Thursday, October 11, 2007

The PROfessor

In 1992, I had the opportunity to meet Laurent Fignon when he and the Gatorade/Bianchi team visited for a local road race. I was working in my father's shop at the time, and through some local connections, we became the ship-to location and HQ for the Gatorade/Bianchi team.

The race was scheduled for Saturday and on Thursday the team machines poured into the shop, fresh from Europe and still warm from the gentle hands of Customs. The shop's sales floor was dotted with tasty treats from the PRO peloton as the Gatorade/Bianchi team mechanics arrived. The mechanics carried with them their traditional travel tool case, filled with the hand tools of their profession, all neatly packaged for the relentless travel of the PRO season.
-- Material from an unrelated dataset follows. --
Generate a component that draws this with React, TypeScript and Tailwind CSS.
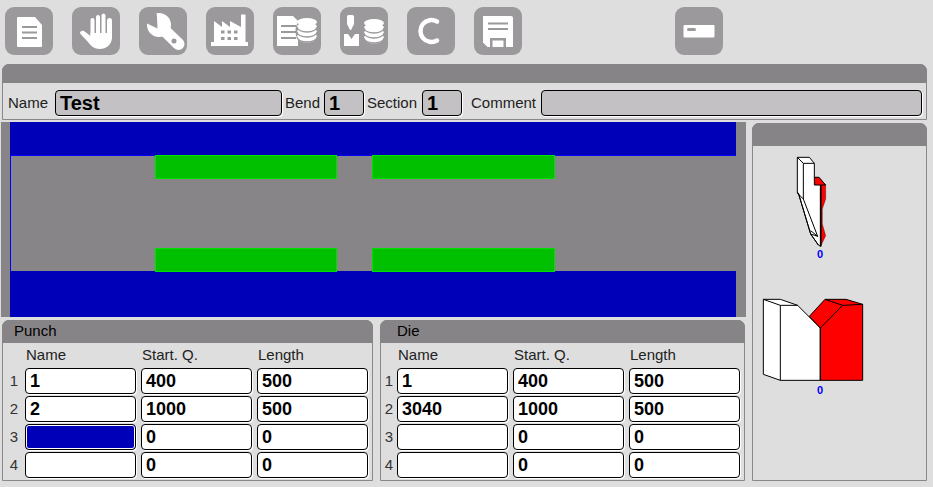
const toolbarBtn = "w-12 h-12 rounded-[9px] bg-[#9b999b] shrink-0 flex items-center justify-center";

function Doc() {
  return (
    <svg width="48" height="48" viewBox="0 0 48 48">
      <path d="M12 11a1 1 0 0 1 1-1h17l7 8v21a1 1 0 0 1-1 1H13a1 1 0 0 1-1-1z" fill="#fff" />
      <path d="M17 20h15M17 25.500h15M17 31h15" stroke="#9b999b" strokeWidth="2" />
    </svg>
  );
}

function Hand() {
  return (
    <svg width="48" height="48" viewBox="0 0 48 48" fill="#fff">
      <rect x="18.500" y="11" width="4" height="22" rx="2" />
      <rect x="24" y="8" width="4" height="22" rx="2" />
      <rect x="29.500" y="6.500" width="4" height="24" rx="2" />
      <rect x="35" y="11" width="5" height="22" rx="2.500" />
      <path d="M18.500 26H40v4c0 8-6 12-12 12c-6 0-9-3-12-7l-7.500-8c-1.500-2 1.500-4 3.500-3l6.500 5z" />
    </svg>
  );
}

function Wrench() {
  return (
    <svg width="48" height="48" viewBox="0 0 48 48">
      <circle cx="20" cy="18" r="12" fill="#fff" />
      <path d="M22 20L39 36.500" stroke="#fff" strokeWidth="12" />
      <path d="M39 36.500l.5.500" stroke="#fff" strokeWidth="12" strokeLinecap="round" />
      <path d="M18.500 21.500L7 16L3 6L17 2L18 10z" fill="#9b999b" />
      <circle cx="35" cy="34" r="2.500" fill="#9b999b" />
    </svg>
  );
}

function Factory() {
  return (
    <svg width="48" height="48" viewBox="0 0 48 48">
      <path d="M8 14l8 6v-6l8 6v-6l11 6V7.500h4.500V35H42v4H5v-4h3z" fill="#fff" />
      <path d="M15 23.500h3.500v3H15zM21.500 23.500H25v3h-3.500zM28 23.500h3.500v3H28zM15 30h3.500v3H15zM21.500 30H25v3h-3.500zM28 30h3.500v3H28z" fill="#9b999b" />
    </svg>
  );
}

function Cylinder({ x, y }: { x: number; y: number }) {
  return (
    <g transform={`translate(${x} ${y})`}>
      <ellipse cx="10" cy="19" rx="10" ry="5.500" fill="#fff" />
      <path d="M0 19a10 5 0 0 0 20 0" fill="none" stroke="#9b999b" strokeWidth="1.300" />
      <ellipse cx="10" cy="14" rx="10" ry="5" fill="#fff" />
      <path d="M0 14a10 5 0 0 0 20 0" fill="none" stroke="#9b999b" strokeWidth="1.300" />
      <ellipse cx="10" cy="9" rx="10" ry="5" fill="#fff" />
      <path d="M0 9a10 5 0 0 0 20 0" fill="none" stroke="#9b999b" strokeWidth="1.300" />
      <ellipse cx="10" cy="4" rx="10" ry="4" fill="#fff" />
    </g>
  );
}

function DocDb() {
  return (
    <svg width="48" height="48" viewBox="0 0 48 48">
      <path d="M4 9h16l5 5v25H4z" fill="#fff" />
      <path d="M8 19h15M8 25h15M8 31h15" stroke="#9b999b" strokeWidth="2" />
      <ellipse cx="34" cy="24" rx="11.500" ry="14" fill="#9b999b" />
      <Cylinder x={24} y={11} />
    </svg>
  );
}

function ToolDb() {
  return (
    <svg width="48" height="48" viewBox="0 0 48 48">
      <path d="M7 9.500A1.500 1.500 0 0 1 8.500 8h4A1.500 1.500 0 0 1 14 9.500V17l-3 6h-1l-3-6z" fill="#fff" />
      <path d="M4 27h4l3.500 5l3.500-5h4v12H4z" fill="#fff" />
      <Cylinder x={24} y={12} />
    </svg>
  );
}

function LetterC() {
  return (
    <svg width="48" height="48" viewBox="0 0 48 48">
      <path d="M30 14.500A11 11 0 1 0 30 33.500" fill="none" stroke="#fff" strokeWidth="4.500" strokeLinecap="round" />
    </svg>
  );
}

function Floppy() {
  return (
    <svg width="48" height="48" viewBox="0 0 48 48">
      <path d="M9 9h28a2 2 0 0 1 2 2v29H13.500L9 35.500z" fill="#fff" />
      <path d="M14 16.500h20M14 22h20" stroke="#9b999b" strokeWidth="2" />
      <path d="M16 40v-9h16v9h-2.500v-6.500h-11V40z" fill="#9b999b" />
    </svg>
  );
}

function Slot() {
  return (
    <svg width="48" height="48" viewBox="0 0 48 48">
      <rect x="8.500" y="18" width="31" height="12.500" rx="1" fill="#fff" />
      <rect x="12" y="21" width="9" height="3" rx="1.500" fill="#9b999b" />
    </svg>
  );
}

function PunchDrawing() {
  return (
    <svg width="35" height="95" viewBox="135 105 105 285" className="block">
      <path d="M193 175h14l20 23v42l-10 30v45l10 35l-15 32z" fill="#f00" stroke="#000" strokeWidth="1" />
      <path
        d="M142 115h36l15 18v65h19v184l-7-4l-23-33l-37-123h-3z"
        fill="#fff"
        stroke="#000"
        strokeWidth="3"
      />
      <path d="M142 115l18 18h33M160 133v107l43 112M142 222l18 18M145 222l37 123l23 33M182 335l21 17M182 345l21 7M193 175l14 0l20 23h-15" fill="none" stroke="#000" strokeWidth="3" />
      <path d="M212 198v184" stroke="#000" strokeWidth="5" />
    </svg>
  );
}

function DieDrawing() {
  return (
    <svg width="104" height="85" viewBox="30 54 312 255" className="block">
      <path d="M37 61h51l52 18l68 68v157H88l-51-18z" fill="#fff" stroke="#000" strokeWidth="3" />
      <path d="M222 61h63l50 15v228H208V147l-33-35z" fill="#f00" stroke="#000" strokeWidth="3" />
      <path d="M37 61l51 18h52M88 79v225M222 61l53 18l60-3M275 79l-67 68M208 147v157" fill="none" stroke="#000" strokeWidth="3" />
    </svg>
  );
}

function Field({ value, className, bold = "text-[18px]" }: { value?: string; className: string; bold?: string }) {
  return (
    <div
      className={`h-[26px] rounded-[4px] border border-black shadow-[1px_1px_0_#fff] flex items-center pl-[4px] font-bold leading-none ${bold} ${className}`}
    >
      {value}
    </div>
  );
}

type Row = { name: string; start: string; length: string; selected?: boolean };

const punchRows: Row[] = [
  { name: "1", start: "400", length: "500" },
  { name: "2", start: "1000", length: "500" },
  { name: "", start: "0", length: "0", selected: true },
  { name: "", start: "0", length: "0" },
];

const dieRows: Row[] = [
  { name: "1", start: "400", length: "500" },
  { name: "3040", start: "1000", length: "500" },
  { name: "", start: "0", length: "0" },
  { name: "", start: "0", length: "0" },
];

function ToolTable({ title, rows, className, titleClass, numClass }: { title: string; rows: Row[]; className: string; titleClass: string; numClass: string }) {
  return (
    <section className={`h-[161px] border border-[#8a888a] rounded-t-[7px] ${className}`}>
      <div className={`h-[23px] -mx-px -mt-px bg-[#868486] rounded-t-[7px] flex items-center text-[15px] text-black ${titleClass}`}>
        {title}
      </div>
      <div className="flex h-[25px] items-center text-[15px] text-[#222]">
        <div className={numClass} />
        <div className="w-[116px] pl-px">Name</div>
        <div className="w-[116px] pl-px">Start. Q.</div>
        <div className="pl-px">Length</div>
      </div>
      <div className="flex flex-col gap-[2px]">
        {rows.map((r, i) => (
          <div key={i} className="flex items-center">
            <div className={`text-[15px] text-[#333] text-center ${numClass}`}>{i + 1}</div>
            <div className="flex gap-[5px]">
              <Field value={r.name} className={`w-[111px] ${r.selected ? "bg-[#0000b8] outline outline-1 -outline-offset-2 outline-white" : "bg-white"}`} />
              <Field value={r.start} className="w-[111px] bg-white" />
              <Field value={r.length} className="w-[111px] bg-white" />
            </div>
          </div>
        ))}
      </div>
    </section>
  );
}

export default function App() {
  return (
    <div className="w-[933px] h-[487px] overflow-hidden bg-[#dedede] text-black font-['Liberation_Sans',Arial,sans-serif]">
      <div className="flex gap-[19px] pl-[5px] pt-[7px] h-[64px]">
        <div className={toolbarBtn}><Doc /></div>
        <div className={toolbarBtn}><Hand /></div>
        <div className={toolbarBtn}><Wrench /></div>
        <div className={toolbarBtn}><Factory /></div>
        <div className={toolbarBtn}><DocDb /></div>
        <div className={toolbarBtn}><ToolDb /></div>
        <div className={toolbarBtn}><LetterC /></div>
        <div className={toolbarBtn}><Floppy /></div>
        <div className={`${toolbarBtn} ml-[134px]`}><Slot /></div>
      </div>

      <section className="ml-[2px] w-[925px] h-[56px] border border-[#8a888a] rounded-t-[7px]">
        <div className="h-[19px] -mx-px -mt-px bg-[#868486] rounded-t-[7px]" />
        <div className="flex items-center h-[26px] mt-[7px] pl-[5px] text-[15px] text-[#222]">
          <span className="w-[47px]">Name</span>
          <Field value="Test" bold="text-[20px] text-black" className="w-[227px] bg-[#c3c1c3]" />
          <span className="ml-[3px] w-[39px]">Bend</span>
          <Field value="1" bold="text-[20px] text-black" className="w-[40px] bg-[#c3c1c3]" />
          <span className="ml-[3px] w-[55px]">Section</span>
          <Field value="1" bold="text-[20px] text-black" className="w-[40px] bg-[#c3c1c3]" />
          <span className="ml-[9px] w-[70px]">Comment</span>
          <Field className="w-[381px] bg-[#c3c1c3]" />
        </div>
      </section>

      <div className="flex mt-[2px]">
        <div className="ml-px w-[745px] h-[195px] bg-[#878587] px-[9px]">
          <div className="w-[726px] h-full flex flex-col bg-[#0000b8]">
            <div className="h-[34px] shrink-0" />
            <div className="h-[116px] shrink-0 bg-[#878587] border-l border-t border-[#0000ff] flex flex-col justify-between -mt-px">
              <div className="flex gap-[35px] pl-[144px]">
                <div className="w-[182px] h-[24px] -mt-px bg-[#00c000] border border-[#00e000]" />
                <div className="w-[183px] h-[24px] -mt-px bg-[#00c000] border border-[#00e000]" />
              </div>
              <div className="flex gap-[35px] pl-[144px]">
                <div className="w-[182px] h-[24px] -mb-px bg-[#00c000] border border-[#00e000]" />
                <div className="w-[183px] h-[24px] -mb-px bg-[#00c000] border border-[#00e000]" />
              </div>
            </div>
          </div>
        </div>

        <aside className="ml-[6px] w-[175px] h-[358px] mt-px border border-[#8a888a] rounded-t-[7px]">
          <div className="h-[23px] -mx-px -mt-px bg-[#868486] rounded-t-[7px]" />
          <div className="pl-[42px] pt-[8px]">
            <PunchDrawing />
          </div>
          <div className="w-[134px] -mt-px text-center text-[#0000ff] text-[11px] font-bold leading-[12px]">0</div>
          <div className="pl-[8px] pt-[37px]">
            <DieDrawing />
          </div>
          <div className="w-[134px] text-center text-[#0000ff] text-[11px] font-bold leading-[12px] mt-[2px]">0</div>
        </aside>
      </div>

      <div className="flex ml-[2px] -mt-[161px] gap-[7px]">
        <ToolTable title="Punch" rows={punchRows} className="w-[371px]" titleClass="pl-[12px]" numClass="w-[22px]" />
        <ToolTable title="Die" rows={dieRows} className="w-[365px]" titleClass="pl-[17px]" numClass="w-[16px]" />
      </div>
    </div>
  );
}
I will never forget the days the PROs came to town. We worked side-by-side with the mechanics to prepare the machines and the equipment for the team: we housed the team travel bags and some of the riders’ team gear and, as the bikes were prepared, they were rolled out of the shop and into the sales area to await their owners. At 10 AM, Fignon and his teammates arrived at the shop, and despite the summer temps, they arrived dressed in tights and long sleeve jerseys and sandals. Each carried their cycling shoes in small travel shoe bags. By 11 AM, the team mounted their machines and rolled out for a spin with a few of the shop's select customers in tow. The ride headed north, following the route we knew as the "Executive Route" (named this because it abutted the side roads and was less conducive to the fisticuffs rides of the weekend and better-suited for idle chat and a gentlemen's pace). A water bottle and a banana into the ride, we neared the turnaround point. Fignon and his team rolled to a stop behind my father, who was leading the guests when one of the local riders coasted into the back of Fignon's bike, throwing himself onto the ground in a whirlwind of apologies and embarrassment.
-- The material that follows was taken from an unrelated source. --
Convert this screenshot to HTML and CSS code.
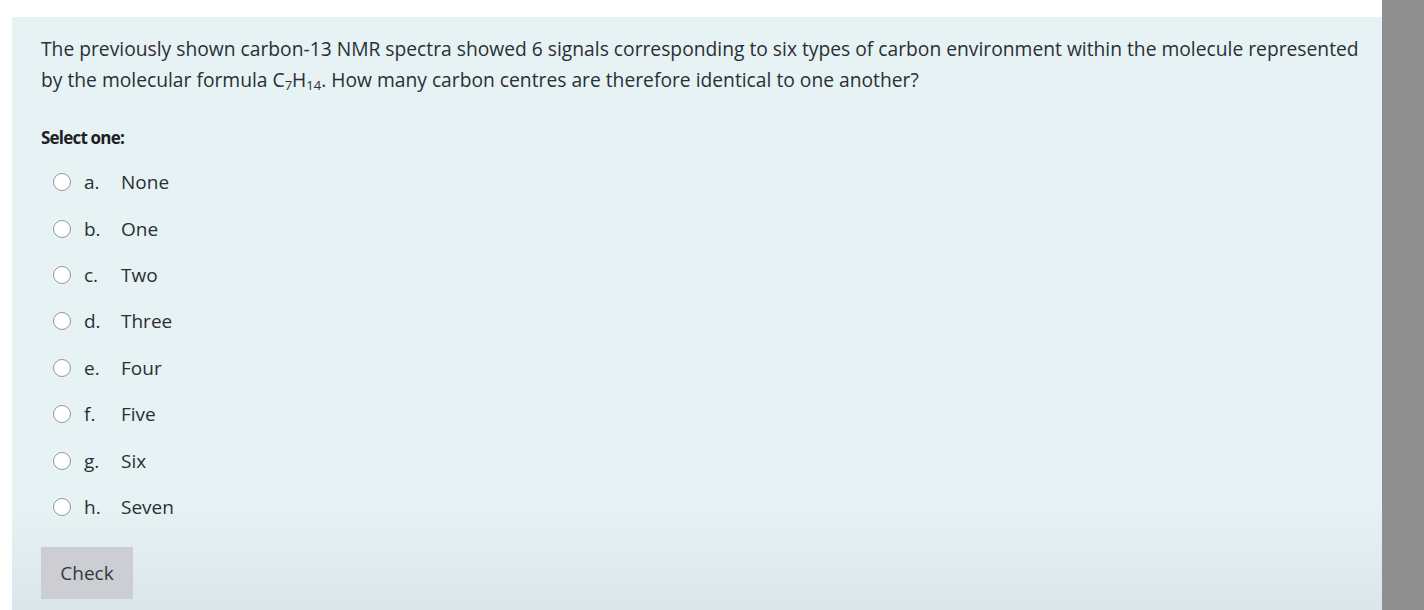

When my father tells this story, his expressions and body language mimic the Frenchman's response to accurately capture the moment. As he describes it, Fignon casually looks over his shoulder at the fallen rider and, with a look of dismay, simply shrugs his shoulders and with complete PROness rolls off leaving the dejected rider laying on the pavement.

Once the dusty, but uninjured, rider caught up with the group, he rode alongside my father and began to weave an apology. My father looks over and replies, "You just crashed into "The Professor." Don't talk to me, I don't know you."
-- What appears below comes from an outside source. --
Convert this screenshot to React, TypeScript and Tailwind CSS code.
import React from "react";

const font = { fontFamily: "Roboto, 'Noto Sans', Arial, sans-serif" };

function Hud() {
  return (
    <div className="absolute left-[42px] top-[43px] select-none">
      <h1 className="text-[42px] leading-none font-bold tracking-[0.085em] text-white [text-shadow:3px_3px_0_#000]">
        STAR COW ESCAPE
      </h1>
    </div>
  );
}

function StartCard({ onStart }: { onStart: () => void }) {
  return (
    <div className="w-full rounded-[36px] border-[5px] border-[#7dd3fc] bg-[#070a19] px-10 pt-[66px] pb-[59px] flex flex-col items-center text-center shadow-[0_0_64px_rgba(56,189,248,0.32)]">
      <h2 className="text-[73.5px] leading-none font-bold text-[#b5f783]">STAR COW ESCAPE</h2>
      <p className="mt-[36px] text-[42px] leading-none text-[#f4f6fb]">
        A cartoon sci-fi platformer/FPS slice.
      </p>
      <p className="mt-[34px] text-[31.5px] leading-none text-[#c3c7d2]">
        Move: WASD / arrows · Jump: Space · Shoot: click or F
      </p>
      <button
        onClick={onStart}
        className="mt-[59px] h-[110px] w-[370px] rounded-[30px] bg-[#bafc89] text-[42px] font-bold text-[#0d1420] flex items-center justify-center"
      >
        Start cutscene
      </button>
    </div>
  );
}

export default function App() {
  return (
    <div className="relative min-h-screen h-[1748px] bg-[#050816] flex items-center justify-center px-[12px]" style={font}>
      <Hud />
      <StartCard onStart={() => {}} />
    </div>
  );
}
The ride back to the shop was less eventful: there were no more crashes and no international incidents.

Following the ride, the PROs and the team mechanics were eager to dig into some American culture and began to shop the Pearl Izumi inventory. It was surreal. The PROs bought so much Pearl clothing filling their backpacks with the Pearl Izumi Dot Glove and the Thermal Lobster Claw while the mechanics bought the two remaining neon orange full-suspension Trek 9000s we had in stock. We could barely give those bikes away but the mechanics were delighted when we offered them some industry courtesy selling them the bikes at wholesale. The pinnacle was sitting down to lunch together, the team mechanics, the PROs, Fignon, our shop cat Tullio, and the shop employees to toss back some McD’s at the request of our guests.

Sharing a Big Mac with Fignon is certainly on my personal short list of great cycling moments.

19 comments:

blue squirrel said...

i knew it, i knew it was PRO to eat hamburgers, great story, i hope you don't run out of them any time soon. ok, back to my frites and mayonnaise.

bikesgonewild said...

...see...a little panache, a soupcon of distain & we're off, down the road...him, oh, m'sier, s'il vous plait...if he is on le terre, then p'haps 'e 'as found 'is place, n'est pas...

...yer dad ever let him back in the shop again ???...
...another good story...

chiefhiawatha said...

what race was it? I remember seeing photos ofFignon racing in chicago, in the rain, in a dreary crit near the lakefront. Am I crazy or did that actually happen?

Lastly, it's "fisticuffs".

Anonymous said...

Great story!

pompier said...

awesome story freddy, did this race happen in Chicago? nothing like pearl izumi and micky D's to take back to europe!

Diablo Scott said...

Hey - look what I found in the Serotta forums - the same story!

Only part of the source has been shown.